At least that’s my theory. We believed in quicksand because we were always being told to watch out for what we couldn’t see. Like Satan-worshippers. Nuclear launch codes. The razor blade hidden in the Halloween candy. The stranger lurking on our street.
https://www.slate.com/articles/health_and_science/science/2010/08/terra_infirma.html
But, as this article from 2010 points out, quicksand as a plot line got predictable. We just aren’t scared of it anymore. Maybe because we have grown up and gotten Google. Maybe because there are worse things to worry about, and we realized them as we grew up and witnessed war after war, hatred, bigotry, racism, sexism, school shootings, terrorism, both foreign and domestic, and the threat of nuclear war come again now that Russia—the last remnant of the old Soviet Empire—has invaded Ukraine.
What this means is that eventually we got tired of the quicksand trope. Or we grew up. We learned to face our irrational fears. We realized not everything we saw on TV was real.
We know now quicksand is not everywhere. It’s not even dangerous. Not in real life, not in the shows, where the heroes always got out, even if they had to leave their horse behind. Someone came along and threw them a rope. Someone broke a branch so they could climb out. They used their own wits and ingenuity or speed and strength to save themselves.

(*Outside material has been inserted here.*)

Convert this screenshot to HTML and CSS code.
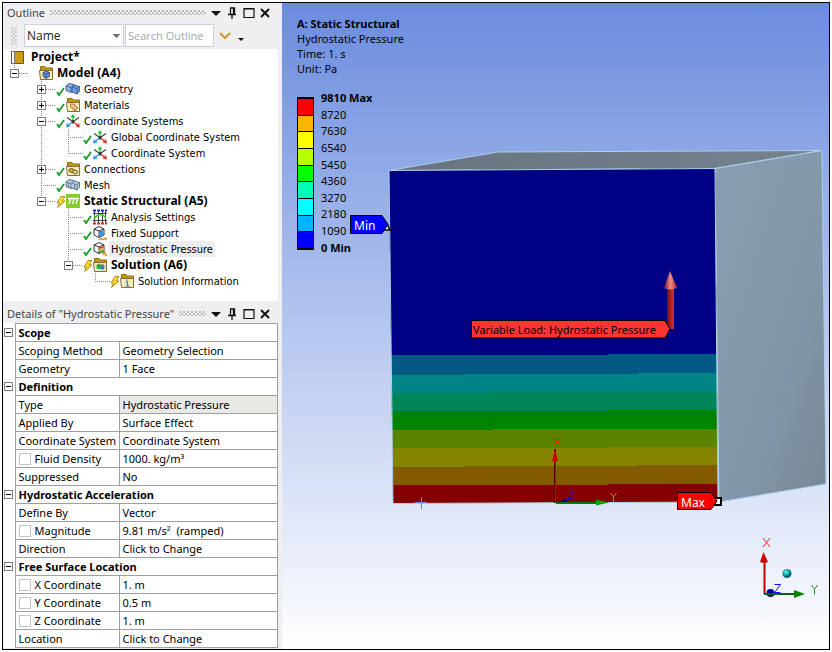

There were even a few episodes where they tricked the bad guys into the quicksand. The good guys jumped over and the bad guys fell in, and let me go on the record now to say those were the best episodes, when the bad guys who started all the shit ended up in the shit.
That’s how it should be.
That’s good writing.
Constantly living in fear can be debilitating. I’m so glad most people no longer pay attention to these things and that such lazy propaganda isn’t brazenly pushed anymore. It does no good for anyone to be always sceptical about their neighbours or people in a foreign country.
And piranhas aren’t particularly prone to biting people. It seems they typically use those massive teeth to nip off bits of the fins of other fish. Fins. Not even flesh.